Printing isn’t dead, despite what many have been writing and saying for years.
As Cath Caldwell writes in the introduction to Editorial Design:
The debate about print versus digital is over and we are now part of a new golden age of magazine design, an eco-system of print media integrated with social media, events, campaigns and mobile media products. Underpinning all these wonderful communication design opportunities are the principles of type, art direction and layout design.
Every year, Stack holds an awards ceremony dedicated entirely to independent magazines, the Stack Awards. It’s a great way to keep on top of new developments and trends.
Last year, the award for Magazine of the Year went to Good Trouble, which celebrates the “culture of resistance” and political protest.

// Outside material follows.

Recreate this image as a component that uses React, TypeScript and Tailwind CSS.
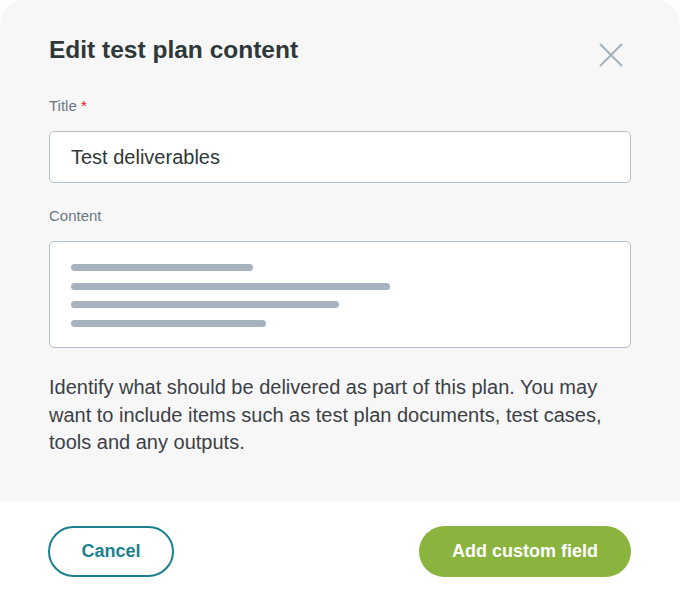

The prize for Art Director of the Year went to Anxy, a magazine that tackles mental health issues. Anxy also won the Best Use of Illustration award.
The winner of Cover of the Year was Eye on Design, the graphic design magazine published by AIGA (American Institute of Graphic Arts).
The award for Best Use of Photography went to Turin-based magazine Archivio.
There is a new breed of independent magazines “that complement, Internet, that emerge from it, and that feed back into it.” In recent years, perhaps due to the emergence of social media, there has been a growing emphasis on content rather than form. But content, when placed in different contexts, can have different meanings. A magazine is more than content. British graphic design quarterly Eye — which has dedicated two special issues to magazines — reminds us how a magazine is a “designed experience” and how the way they are presented and laid out is important for what they contain.
Magazines can be declarations of intent or personal and collective manifestos. They can be useful for strengthening a firm’s image, not just in terms of their identity and aesthetics, but their vision too.